Many of the structured dataset’s descriptions included the words “this dataset” or “this data set.”
Following these conditions, the updated script produced a much improved list of entries, with structured datasets comprising roughly 80%-90% of the list.
What we found when reviewing a random selection of datasets from this group was that the description quality for the structured data sets varied extensively. Some descriptions were very short with little information of any kinda. Almost all of them lacked any words in their metadata field for “description” that talked about what could be done with the data. The much more common focus was on what was done to produce the dataset or what the dataset represented.
Hence, we concluded we couldn't identify datasets suitable for machine-learning from this method.
Previously, a member of the NASA TDD Data Analytics team had run the STI Tagger (a machine-learning model described in this blog post) over all datasets in data.nasa.gov. Specifically, it was run on text pulled from several of the mandatory fields in data.nasa.gov metadata. The STI tagger is a model that predicts keywords from a standardized list of several thousand keywords. A list of datasets were found that had predicted keywords that related to machine-learning and artificial intelligence. A visualization of the how many times each keyword was predicted is below.
Of these, 5 tags were selected with high frequencies:
Real time operation
A list was then compiled of the datasets that had 3 or more of these predicted keywords. Only matching for 1 word produced far too many results (17k+), matching for 2 produced about 1.7k, but matching for 3 or more produced a more manageable list of about 70 abstracts.
Unfortunately, after reviewing all the datasets, it was seen that the metadata was again talking about data acquisition, or overall context, but never in a way that would allow us to identify "this is a dataset that could be used for machine-learning" or "has been used in machine-learning".
For phase 2, the plan was to programmatically examine the Scientific and Technical Information (STI) NASA Technical Reports Server (NTRS) instead of data.nasa.gov directly. Our hypothesis was that papers might detail their machine-learning process and explicitly state which datasets they had used as training datasets, which could then be traced back to a dataset on data.nasa.gov.

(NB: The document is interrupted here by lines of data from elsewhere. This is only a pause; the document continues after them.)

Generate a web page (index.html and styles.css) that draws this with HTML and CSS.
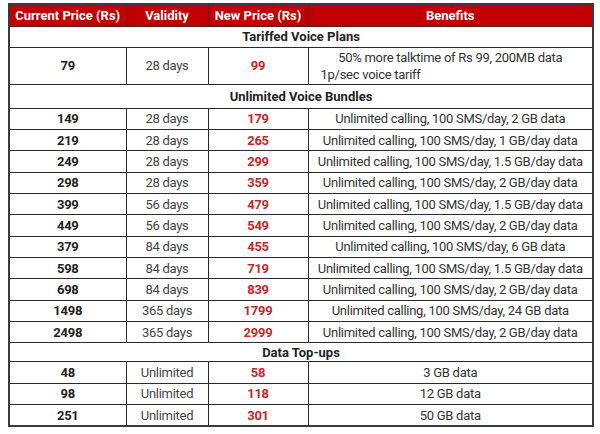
FILE: index.html
```html
<!DOCTYPE html>
<html>
<head>
<meta charset="utf-8">
<link rel="stylesheet" href="styles.css">
</head>
<body>
<table class="plans">
  <colgroup>
    <col class="c1"><col class="c2"><col class="c3"><col class="c4">
  </colgroup>
  <thead>
    <tr class="head">
      <th>Current Price (Rs)</th><th>Validity</th><th>New Price (Rs)</th><th>Benefits</th>
    </tr>
  </thead>
  <tbody>
    <tr class="section s1"><td colspan="4">Tariffed Voice Plans</td></tr>
    <tr class="tall">
      <td class="cur">79</td><td class="val">28 days</td><td class="new">99</td>
      <td class="ben"><div class="l1">50% more talktime of Rs 99, 200MB data</div><div class="l2">1p/sec voice tariff</div></td>
    </tr>
    <tr class="section s2"><td colspan="4">Unlimited Voice Bundles</td></tr>
    <tr class="row"><td class="cur">149</td><td class="val">28 days</td><td class="new">179</td><td class="ben">Unlimited calling, 100 SMS/day, 2 GB data</td></tr>
    <tr class="row"><td class="cur">219</td><td class="val">28 days</td><td class="new">265</td><td class="ben">Unlimited calling, 100 SMS/day, 1 GB/day data</td></tr>
    <tr class="row"><td class="cur">249</td><td class="val">28 days</td><td class="new">299</td><td class="ben">Unlimited calling, 100 SMS/day, 1.5 GB/day data</td></tr>
    <tr class="row"><td class="cur">298</td><td class="val">28 days</td><td class="new">359</td><td class="ben">Unlimited calling, 100 SMS/day, 2 GB/day data</td></tr>
    <tr class="row"><td class="cur">399</td><td class="val">56 days</td><td class="new">479</td><td class="ben">Unlimited calling, 100 SMS/day, 1.5 GB/day data</td></tr>
    <tr class="row"><td class="cur">449</td><td class="val">56 days</td><td class="new">549</td><td class="ben">Unlimited calling, 100 SMS/day, 2 GB/day data</td></tr>
    <tr class="row"><td class="cur">379</td><td class="val">84 days</td><td class="new">455</td><td class="ben">Unlimited calling, 100 SMS/day, 6 GB data</td></tr>
    <tr class="row"><td class="cur">598</td><td class="val">84 days</td><td class="new">719</td><td class="ben">Unlimited calling, 100 SMS/day, 1.5 GB/day data</td></tr>
    <tr class="row"><td class="cur">698</td><td class="val">84 days</td><td class="new">839</td><td class="ben">Unlimited calling, 100 SMS/day, 2 GB/day data</td></tr>
    <tr class="row"><td class="cur">1498</td><td class="val">365 days</td><td class="new">1799</td><td class="ben">Unlimited calling, 100 SMS/day, 24 GB data</td></tr>
    <tr class="row"><td class="cur">2498</td><td class="val">365 days</td><td class="new">2999</td><td class="ben">Unlimited calling, 100 SMS/day, 2 GB/day data</td></tr>
    <tr class="section s3"><td colspan="4">Data Top-ups</td></tr>
    <tr class="row"><td class="cur">48</td><td class="val">Unlimited</td><td class="new">58</td><td class="ben">3 GB data</td></tr>
    <tr class="row"><td class="cur">98</td><td class="val">Unlimited</td><td class="new">118</td><td class="ben">12 GB data</td></tr>
    <tr class="row"><td class="cur">251</td><td class="val">Unlimited</td><td class="new">301</td><td class="ben">50 GB data</td></tr>
  </tbody>
</table>
</body>
</html>
```
FILE: styles.css
```css
html, body {
  margin: 0;
  padding: 0;
  background: #ffffff;
}
body {
  padding: 3px 0 0 8px;
  font-family: Roboto, "Liberation Sans", sans-serif;
  font-size: 13px;
  color: #333;
}
.plans {
  border-collapse: collapse;
  table-layout: fixed;
  width: 584px;
  border: 2px solid #3a3a3a;
}
.c1 { width: 117px; }
.c2 { width: 82px; }
.c3 { width: 100px; }
.c4 { width: 285px; }
.plans th, .plans td {
  border: 1px solid #2a2a2a;
  padding: 0 2px;
  text-align: center;
  vertical-align: middle;
  line-height: 17px;
  white-space: nowrap;
  overflow: hidden;
}
.plans td {
  letter-spacing: -0.27px;
}
.head th {
  background: #c00000;
  color: #ffffff;
  font-weight: 700;
  height: 21px;
  border-color: #5a1a1a;
}
.section td {
  font-weight: 700;
  color: #222;
  height: 19.5px;
  letter-spacing: 0;
}
.s2 td { height: 23px; }
.s3 td { height: 18px; }
.tall td { height: 36px; }
.row td { height: 20.35px; }
.cur { font-weight: 700; color: #222; }
.val { color: #444; }
.new { font-weight: 700; color: #c62828; }
.ben { color: #333; }
.ben .l1 { text-align: center; }
.ben .l2 { text-align: left; padding-left: 10px; }
```
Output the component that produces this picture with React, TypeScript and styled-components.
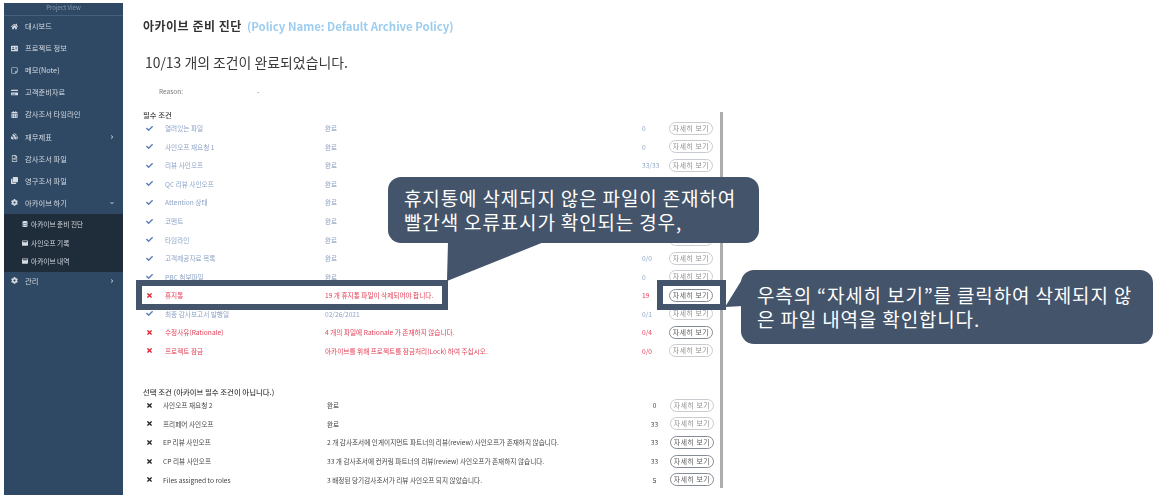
import React from 'react';
import styled, { createGlobalStyle } from 'styled-components';
import {
  FaHome, FaAddressCard, FaRegStickyNote, FaCreditCard, FaCalendarAlt, FaCubes, FaRegFileAlt,
  FaClone, FaCog, FaChevronRight, FaChevronDown, FaCheck, FaTimes, FaDatabase, FaWindowMaximize,
} from 'react-icons/fa';

const FONT = '"Noto Sans CJK KR", "Noto Sans", "Liberation Sans", sans-serif';
const NAVY = '#2f4863';
const SLATE = '#44546a';
const SOFT_BLUE = '#8ea3c6';
const RED = '#e23d55';

// == styles =======================================================================================
const GlobalStyle = createGlobalStyle`
  html, body {
    margin: 0;
    padding: 0;
    background: #fff;
    font-family: ${ FONT };
    overflow: hidden;
  }
`;

const Page = styled.div`
  position: relative;
  display: flex;
  width: 1155px;
  height: 497px;
  overflow: hidden;
`;

const Sidebar = styled.nav`
  flex: none;
  width: 119px;
  height: 492px;
  margin: 3px 0 0 4px;
  background: ${ NAVY };
  color: #d5dce4;
  filter: blur(0.3px);
`;

const SidebarHeader = styled.div`
  height: 12px;
  line-height: 9px;
  text-align: center;
  font-size: 6px;
  color: #8b9db0;
  border-bottom: 1px solid #43607c;
`;

const NavList = styled.div`
  display: flex;
  flex-direction: column;
  margin-top: -1px;
`;

const NavItem = styled.div`
  display: flex;
  align-items: center;
  height: ${ ( { $short } ) => $short ? '18px' : '22.1px' };
  padding: 0 9px 0 7px;
  font-size: 7.3px;
  svg { flex: none; width: 7px; height: 7px; }
`;

const Chevron = styled.span`
  display: flex;
  svg { width: 4px; height: 4px; }
`;

const NavLabel = styled.span`
  flex: 1;
  margin-left: 7px;
  white-space: nowrap;
`;

const SubList = styled.div`
  display: flex;
  flex-direction: column;
  background: #1f2d3a;
  padding: 1px 0;
`;

const SubItem = styled.div`
  display: flex;
  align-items: center;
  height: 18.6px;
  padding-left: 18px;
  font-size: 6.7px;
  white-space: nowrap;
  svg { flex: none; width: 6px; height: 6px; margin-right: 3px; }
`;

const Main = styled.main`
  flex: none;
  width: 600px;
  padding-left: 20px;
  filter: blur(0.3px);
`;

const Title = styled.h1`
  margin: 17px 0 0;
  height: 18px;
  line-height: 18px;
  font-size: 12px;
  font-weight: 700;
  color: #333;
  white-space: nowrap;
  letter-spacing: 0.5px;
`;

const Policy = styled.span`
  margin-left: 2px;
  color: #9ccdef;
  font-size: 11.4px;
  letter-spacing: 0;
`;

const Summary = styled.h2`
  margin: 17px 0 0 2px;
  height: 20px;
  line-height: 20px;
  font-size: 13.9px;
  font-weight: 400;
  color: #3a3a3a;
  white-space: nowrap;
`;

const ReasonRow = styled.div`
  display: flex;
  margin: 14px 0 0 16px;
  height: 10px;
  line-height: 10px;
  font-size: 6.5px;
  color: #777;
`;

const ReasonLabel = styled.span`
  width: 98px;
`;

const TableWrap = styled.div`
  display: flex;
  margin: 16px 0 0 -3px;
  width: 583px;
  height: 376px;
`;

const TableBody = styled.div`
  flex: 1;
`;

const Scrollbar = styled.div`
  flex: none;
  width: 3px;
  background: #adadad;
`;

const SectionTitle = styled.div`
  height: 8px;
  padding-left: 3px;
  margin-top: ${ ( { $top } ) => $top }px;
  line-height: 8px;
  font-size: 7.4px;
  font-weight: 500;
  color: #444;
  white-space: nowrap;
`;

const Rows = styled.div`
  display: flex;
  flex-direction: column;
`;

const Row = styled.div`
  display: grid;
  grid-template-columns: ${ ( { $optional } ) => $optional ? '19px 164px 310px 33px' : '21px 160px 317px 27px' } 44px;
  align-items: center;
  height: 18.55px;
  padding-left: 4px;
  font-size: 6.65px;
  white-space: nowrap;
  color: ${ ( { $tone } ) => $tone === 'red' ? RED : $tone === 'dark' ? '#444' : SOFT_BLUE };
`;

const RowIcon = styled.span`
  display: flex;
  justify-content: flex-start;
  color: ${ ( { $tone } ) => $tone === 'red' ? '#e01f2f' : $tone === 'dark' ? '#222' : '#5b7fb8' };
  svg { width: 7px; height: 7px; margin-left: 2px; }
`;

const Count = styled.span`
  text-align: ${ ( { $optional } ) => $optional ? 'center' : 'left' };
  padding-left: ${ ( { $optional } ) => $optional ? '2px' : '0' };
`;

const DetailButton = styled.button`
  width: 44px;
  height: 13px;
  padding: 0;
  border-radius: 7px;
  border: 1px solid ${ ( { $active } ) => $active ? '#858b94' : '#c8cbcf' };
  background: #fff;
  font-family: ${ FONT };
  font-size: 6.8px;
  line-height: 11px;
  letter-spacing: 0.6px;
  color: ${ ( { $active } ) => $active ? '#555' : '#8c8c8c' };
`;

const Callout = styled.div`
  position: absolute;
  box-sizing: border-box;
  background: ${ SLATE };
  border-radius: 13px;
  color: #fff;
  font-size: 19px;
  line-height: 24px;
  letter-spacing: 0.85px;
  white-space: nowrap;
`;

const TrashCallout = styled( Callout )`
  left: 388px;
  top: 177px;
  width: 371px;
  height: 66px;
  padding: 9px 0 0 16px;
`;

const DetailCallout = styled( Callout )`
  left: 741px;
  top: 270px;
  width: 412px;
  height: 74px;
  padding: 13px 0 0 16px;
`;

const Tail = styled.svg`
  position: absolute;
  display: block;
  fill: ${ SLATE };
`;

const TrashTail = styled( Tail )`
  left: 58px;
  top: 65px;
  width: 100px;
  height: 40px;
`;

const DetailTail = styled( Tail )`
  left: -16px;
  top: 8px;
  width: 18px;
  height: 32px;
`;

const Highlight = styled.div`
  position: absolute;
  box-sizing: border-box;
  top: 280px;
  height: 30px;
  border: 6px solid ${ SLATE };
`;

const RowHighlight = styled( Highlight )`
  left: 136px;
  width: 312px;
`;

const ButtonHighlight = styled( Highlight )`
  left: 657px;
  width: 69px;
`;

// == data =========================================================================================
const required = [
  { name: '열려있는 파일', status: '완료', count: '0' },
  { name: '사인오프 재요청 1', status: '완료', count: '0' },
  { name: '리뷰 사인오프', status: '완료', count: '33/33' },
  { name: 'QC 리뷰 사인오프', status: '완료', count: '' },
  { name: 'Attention 상태', status: '완료', count: '' },
  { name: '코멘트', status: '완료', count: '' },
  { name: '타임라인', status: '완료', count: '' },
  { name: '고객제공자료 목록', status: '완료', count: '0/0' },
  { name: 'PBC 첨부파일', status: '완료', count: '0' },
  { name: '휴지통', status: '19 개 휴지통 파일이 삭제되어야 합니다.', count: '19', failed: true, active: true },
  { name: '최종 감사보고서 발행일', status: '02/26/2021', count: '0/1' },
  { name: '수정사유(Rationale)', status: '4 개의 파일에 Rationale 가 존재하지 않습니다.', count: '0/4', failed: true, active: true },
  { name: '프로젝트 잠금', status: '아카이브를 위해 프로젝트를 잠금처리(Lock) 하여 주십시오.', count: '0/0', failed: true },
];

const optional = [
  { name: '사인오프 재요청 2', status: '완료', count: '0' },
  { name: '프리페어 사인오프', status: '완료', count: '33' },
  { name: 'EP 리뷰 사인오프', status: '2 개 감사조서에 인게이지먼트 파트너의 리뷰(review) 사인오프가 존재하지 않습니다.', count: '33', active: true },
  { name: 'CP 리뷰 사인오프', status: '33 개 감사조서에 컨커링 파트너의 리뷰(review) 사인오프가 존재하지 않습니다.', count: '33', active: true },
  { name: 'Files assigned to roles', status: '3 배정된 당기감사조서가 리뷰 사인오프 되지 않았습니다.', count: '5', active: true },
];

// == components ===================================================================================
function App(): JSX.Element {
  return (
    <Page>
      <GlobalStyle />
      <Sidebar>
        <SidebarHeader>Project View</SidebarHeader>
        <NavList>
          <NavItem><FaHome /><NavLabel>대시보드</NavLabel></NavItem>
          <NavItem><FaAddressCard /><NavLabel>프로젝트 정보</NavLabel></NavItem>
          <NavItem><FaRegStickyNote /><NavLabel>메모(Note)</NavLabel></NavItem>
          <NavItem><FaCreditCard /><NavLabel>고객준비자료</NavLabel></NavItem>
          <NavItem><FaCalendarAlt /><NavLabel>감사조서 타임라인</NavLabel></NavItem>
          <NavItem><FaCubes /><NavLabel>재무제표</NavLabel><Chevron><FaChevronRight /></Chevron></NavItem>
          <NavItem><FaRegFileAlt /><NavLabel>감사조서 파일</NavLabel></NavItem>
          <NavItem><FaClone /><NavLabel>영구조서 파일</NavLabel></NavItem>
          <NavItem><FaCog /><NavLabel>아카이브 하기</NavLabel><Chevron><FaChevronDown /></Chevron></NavItem>
          <SubList>
            <SubItem><FaDatabase />아카이브 준비 진단</SubItem>
            <SubItem><FaWindowMaximize />사인오프 기록</SubItem>
            <SubItem><FaWindowMaximize />아카이브 내역</SubItem>
          </SubList>
          <NavItem $short><FaCog /><NavLabel>관리</NavLabel><Chevron><FaChevronRight /></Chevron></NavItem>
        </NavList>
      </Sidebar>

      <Main>
        <Title>아카이브 준비 진단 <Policy>(Policy Name: Default Archive Policy)</Policy></Title>
        <Summary>10/13 개의 조건이 완료되었습니다.</Summary>
        <ReasonRow><ReasonLabel>Reason:</ReasonLabel><span>-</span></ReasonRow>
        <TableWrap>
          <TableBody>
            <SectionTitle $top={ -1 }>필수 조건</SectionTitle>
            <Rows>
              { required.map( ( row ) => {
                const tone = row.failed ? 'red' : 'soft';
                return (
                  <Row key={ row.name } $tone={ tone }>
                    <RowIcon $tone={ tone }>{ row.failed ? <FaTimes /> : <FaCheck /> }</RowIcon>
                    <span>{ row.name }</span>
                    <span>{ row.status }</span>
                    <Count>{ row.count }</Count>
                    <DetailButton $active={ row.active }>자세히 보기</DetailButton>
                  </Row>
                );
              } ) }
            </Rows>
            <SectionTitle $top={ 28 }>선택 조건 (아카이브 필수 조건이 아닙니다.)</SectionTitle>
            <Rows>
              { optional.map( ( row ) => (
                <Row key={ row.name } $tone="dark" $optional>
                  <RowIcon $tone="dark"><FaTimes /></RowIcon>
                  <span>{ row.name }</span>
                  <span>{ row.status }</span>
                  <Count $optional>{ row.count }</Count>
                  <DetailButton $active={ row.active }>자세히 보기</DetailButton>
                </Row>
              ) ) }
            </Rows>
          </TableBody>
          <Scrollbar />
        </TableWrap>
      </Main>

      <RowHighlight />
      <ButtonHighlight />
      <TrashCallout>
        <TrashTail viewBox="0 0 100 40"><polygon points="2,0 98,0 1,39" /></TrashTail>
        휴지통에 삭제되지 않은 파일이 존재하여<br />빨간색 오류표시가 확인되는 경우,
      </TrashCallout>
      <DetailCallout>
        <DetailTail viewBox="0 0 18 32"><polygon points="18,0 0,29 18,28" /></DetailTail>
        우측의 “자세히 보기”를 클릭하여 삭제되지 않<br />은 파일 내역을 확인합니다.
      </DetailCallout>
    </Page>
  );
}

export default App;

A list of abstracts were compiled by matching “machine learning,” “supervised learning”, and “unsupervised learning”. We also tried “label” as a term but found the vast majority had no relation to machine-learning. More than 300 abstracts were identified programmatically and reviewed by hand. Only 11 abstracts were actually about machine-learning training and explicitly mentioned the datasets used. Of these 11, only 3 explicitly mentioned datasets that could be found on data.nasa.gov:
National Agriculture Imagery Program
Landsat Global Land Survey (GLS)
C-MAPSS Aircraft Engine Simulator Data
....at least on data catalogs that aggregate other data catalogs
Most datasets in data.nasa.gov lack metadata that describes their structure and format. It is not a mandatory requirement to exist. Programmatically determining it is an impossibility due to the fact that the “download link” field in the metadata doesn’t often go to an actual file but rather to another NASA data site, which then requires human-level browser navigation skill to get to the actual file.
Datasets’ descriptions are almost always focused on what data is represented or how it was acquired. Dataset metadata almost never includes what it could be used for or what it has been used for. Additionally, when papers and abstracts due describe machine-learning algorithms and training, they either don’t describe an exact dataset, as the paper is describing a method for a type of data rather than something specific, or they don’t describe the dataset in such a way that it can be easily found.
Therefore, one could conclude that:
(1) Data.nasa.gov does not currently have the right metadata to allow for programmatic identification of machine-learning suitable datasets.
(2) We will likely have to rely on sourcing datasets suitable for machine-learning by asking large amounts of people for the datasets that they personally know about.